Subject: Re: Cross-compiling (was: RE: New machine for Ragge (Was: Microvax 31
To: Gunnar Helliesen <gunnar@bitcon.no>
From: Boris Gjenero <bgjenero@undergrad.math.uwaterloo.ca>
List: port-vax
Date: 01/07/1998 18:38:09
Gunnar Helliesen wrote:
> 
> > PS. I tried to set up a cross-compile environment on a PPro 200
> > and it worked without too much problem. The programs I needed to play
> with
> > was as, cc, cc1, cpp, and ld to be able to compile kernels.
> 
> More details, pleeease!
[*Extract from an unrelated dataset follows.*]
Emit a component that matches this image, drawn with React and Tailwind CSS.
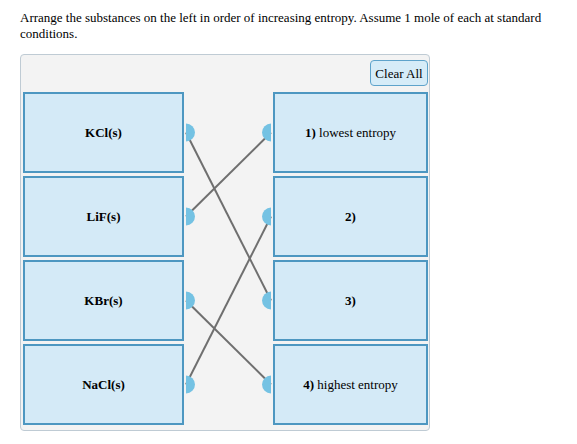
import React from 'react'

const leftItems = ['KCl(s)', 'LiF(s)', 'KBr(s)', 'NaCl(s)']
const rightItems = [
  { num: '1)', label: 'lowest entropy' },
  { num: '2)', label: '' },
  { num: '3)', label: '' },
  { num: '4)', label: 'highest entropy' },
]

// left index -> right index
const links = [
  [0, 2],
  [1, 0],
  [2, 3],
  [3, 1],
]

const PITCH = 84
const HALF = 40.5

function Wires() {
  const cy = (i) => i * PITCH + HALF
  return (
    <svg width="89" height="333" viewBox="0 0 89 333" className="shrink-0">
      {links.map(([a, b]) => (
        <line key={a} x1="2" y1={cy(a)} x2="87" y2={cy(b)} stroke="#6f6f6f" strokeWidth="2" />
      ))}
      {leftItems.map((_, i) => (
        <path key={'l' + i} d={`M2,${cy(i) - 9} A9,9 0 0 1 2,${cy(i) + 9} Z`} fill="#74c2e3" />
      ))}
      {rightItems.map((_, i) => (
        <path key={'r' + i} d={`M87,${cy(i) - 9} A9,9 0 0 0 87,${cy(i) + 9} Z`} fill="#74c2e3" />
      ))}
    </svg>
  )
}

export default function App() {
  return (
    <div className="pl-[20px] pt-[10px] [font-family:'Liberation_Serif',serif] text-[13px] text-black">
      <p className="w-[530px] leading-[16px]">
        Arrange the substances on the left in order of increasing entropy. Assume 1 mole of each at standard conditions.
      </p>

      <div className="mt-[12px] w-[410px] rounded-[4px] border border-[#bfcbd4] bg-[#f3f3f3] pt-[5px] pb-[5px] pl-[2px] pr-[1px]">
        <div className="flex justify-end">
          <button className="h-[26px] w-[58px] rounded-[4px] border border-[#5ea3cb] bg-[#d6ecf8] text-[13px] leading-none [font-family:'Liberation_Serif',serif]">
            Clear All
          </button>
        </div>

        <div className="mt-[6px] flex">
          <div className="flex w-[161px] shrink-0 flex-col gap-[3px]">
            {leftItems.map((t) => (
              <div
                key={t}
                className="flex h-[81px] items-center justify-center border-2 border-[#4d97c1] bg-[#d4eaf7] font-bold"
              >
                {t}
              </div>
            ))}
          </div>

          <Wires />

          <div className="flex w-[155px] shrink-0 flex-col gap-[3px]">
            {rightItems.map((r) => (
              <div
                key={r.num}
                className="flex h-[81px] items-center justify-center border-2 border-[#4d97c1] bg-[#d4eaf7]"
              >
                <span className="font-bold">{r.num}</span>
                {r.label && <span>&nbsp;{r.label}</span>}
              </div>
            ))}
          </div>
        </div>
      </div>
    </div>
  )
}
A HOWTO would be fantastic.
> 
> Alternatively, where could I read more about cross-compiling and how to
> set it up?
> 
> I've got a 180MHz PPRO (NetBSD/i386 1.3) I'd like to use to build VAX
> kernels.

You basically need a cross compiling gcc (gcc does this well) and some
other tools.  As noted above, you also need as and ld.  Other tools like
ar, ranlib and nm may also be required.

Last summer I set up a cross-compile environment on my P133 running
Linux.  I still have the binaries and (slightly modified NetBSD) sources
for the tools that are needed. 

The porting can be confusing.  It's not like you're porting an
application.  You actually have to figure out which header files need to
be taken from NetBSD/vax so the tool outputs the NetBSD/vax format. 
There are also some of those mundane porting things (sometimes requiring
a slight change to the code or linking with a part of the NetBSD libc). 
However, once I got the hang of it I had a very useful skill, so that
for example getting mopd-linux to read a.out was trivial.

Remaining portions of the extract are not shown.